Reproduce, character for character, the lines below from the first through the one with "import React from". Leave pictures out.
◆ ◆ ◆ ◆ ◆ ◆ ◆
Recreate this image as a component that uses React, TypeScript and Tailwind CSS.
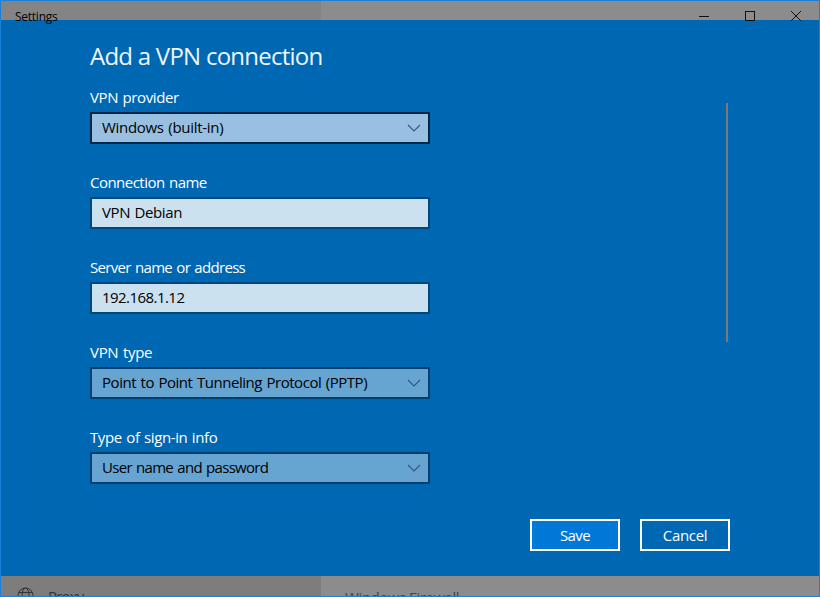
import React from "react";

const fields = [
  {
    label: "VPN provider",
    labelClass: "tracking-[-0.4px]",
    value: "Windows (built-in)",
    valueClass: "tracking-[-0.3px]",
    boxClass: "bg-[#99c0e1] border-[#00274a]",
    select: true,
  },
  {
    label: "Connection name",
    labelClass: "tracking-[-0.52px]",
    value: "VPN Debian",
    valueClass: "tracking-[-0.4px]",
    boxClass: "bg-[#cce1f0] border-[#00477c]",
    select: false,
  },
  {
    label: "Server name or address",
    labelClass: "tracking-[-0.68px]",
    value: "192.168.1.12",
    valueClass: "tracking-[-0.55px]",
    boxClass: "bg-[#cce1f0] border-[#00477c]",
    select: false,
  },
  {
    label: "VPN type",
    labelClass: "tracking-[-0.3px]",
    value: "Point to Point Tunneling Protocol (PPTP)",
    valueClass: "tracking-[-0.46px]",
    boxClass: "bg-[#66a4d2] border-[#003e6d]",
    select: true,
  },
  {
    label: "Type of sign-in info",
    labelClass: "tracking-[-0.4px]",
    value: "User name and password",
    valueClass: "tracking-[-0.7px]",
    boxClass: "bg-[#66a4d2] border-[#003e6d]",
    select: true,
  },
];

const Chevron = () => (
  <svg width="14" height="8" viewBox="0 0 14 8" fill="none" className="mr-[7px]">
    <path d="M1 1l6 6 6-6" stroke="#35587a" strokeWidth="1.1" />
  </svg>
);

const TitleBar = () => (
  <header className="relative z-10 flex h-[19px] bg-[#8c8c8c]">
    <div className="w-[320px] h-full bg-[#848484]">
      <span className="block pl-[14px] pt-[7px] text-[12px] leading-[18px] tracking-[-0.25px] text-black">
        Settings
      </span>
    </div>
    <div className="flex-1 flex justify-end">
      <svg width="120" height="21" viewBox="0 0 120 21" fill="none" stroke="#111" shapeRendering="crispEdges">
        <path d="M0 15.5h10" />
        <rect x="46.5" y="10.5" width="9" height="9" />
        <path d="M92 10l10 10M102 10l-10 10" shapeRendering="auto" />
      </svg>
    </div>
  </header>
);

const BottomStrip = () => (
  <footer className="flex h-[20px] overflow-hidden bg-[#8c8c8c] text-[15px] leading-5">
    <div className="w-[320px] flex items-start gap-[14px] bg-[#7e7d7b] pl-[16px] pt-[11px] text-[#333]">
      <svg width="17" height="17" viewBox="0 0 17 17" fill="none" stroke="#333" className="shrink-0">
        <circle cx="8.5" cy="8.5" r="7.5" />
        <ellipse cx="8.5" cy="8.5" rx="3.5" ry="7.5" />
        <path d="M1.8 5.5h13.4M1.8 11.5h13.4" />
      </svg>
      <span className="-mt-px tracking-[-0.8px]">Proxy</span>
    </div>
    <span className="pl-[24px] pt-[11px] tracking-[-0.45px] text-[#444]">Windows Firewall</span>
  </footer>
);

const App = () => {
  return (
    <div className="w-[820px] h-[597px] overflow-hidden border border-[#1b81d8] bg-[#0067b3] font-['Open_Sans','Noto_Sans',sans-serif]">
      <TitleBar />
      <main className="flex flex-col h-[556px] pl-[89px] text-white">
        <h1 className="mt-[20px] text-[24px] leading-8 tracking-[-0.75px] text-[#eef5fb]">Add a VPN connection</h1>
        <div className="flex justify-between mt-[16px] pr-[91px]">
          <div className="w-[340px] -mt-px">
            {fields.map((field) => (
              <div key={field.label} className="h-[85px] text-[15px] leading-5 [word-spacing:1px]">
                <div className={`h-[25px] whitespace-nowrap ${field.labelClass}`}>{field.label}</div>
                <div className={`flex items-center justify-between h-[32px] border-2 pl-[10px] text-black ${field.boxClass}`}>
                  <span className={`pb-[2px] whitespace-nowrap ${field.valueClass}`}>{field.value}</span>
                  {field.select && <Chevron />}
                </div>
              </div>
            ))}
          </div>
          <div className="w-[2px] h-[239px] mt-[15px] bg-[#7a7a7a]" />
        </div>
        <div className="flex gap-5 mt-[7px] pl-[440px] text-[15px]">
          <button className="w-[90px] h-[32px] border-2 border-white bg-[#0078d7] tracking-[-0.6px]">Save</button>
          <button className="w-[90px] h-[32px] border-2 border-white tracking-[-0.35px]">Cancel</button>
        </div>
      </main>
      <BottomStrip />
    </div>
  );
};

export default App;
◆ ◆ ◆ ◆ ◆ ◆ ◆
### Expected output
Recreate this image as a component that uses React, TypeScript and Tailwind CSS.
import React from "react";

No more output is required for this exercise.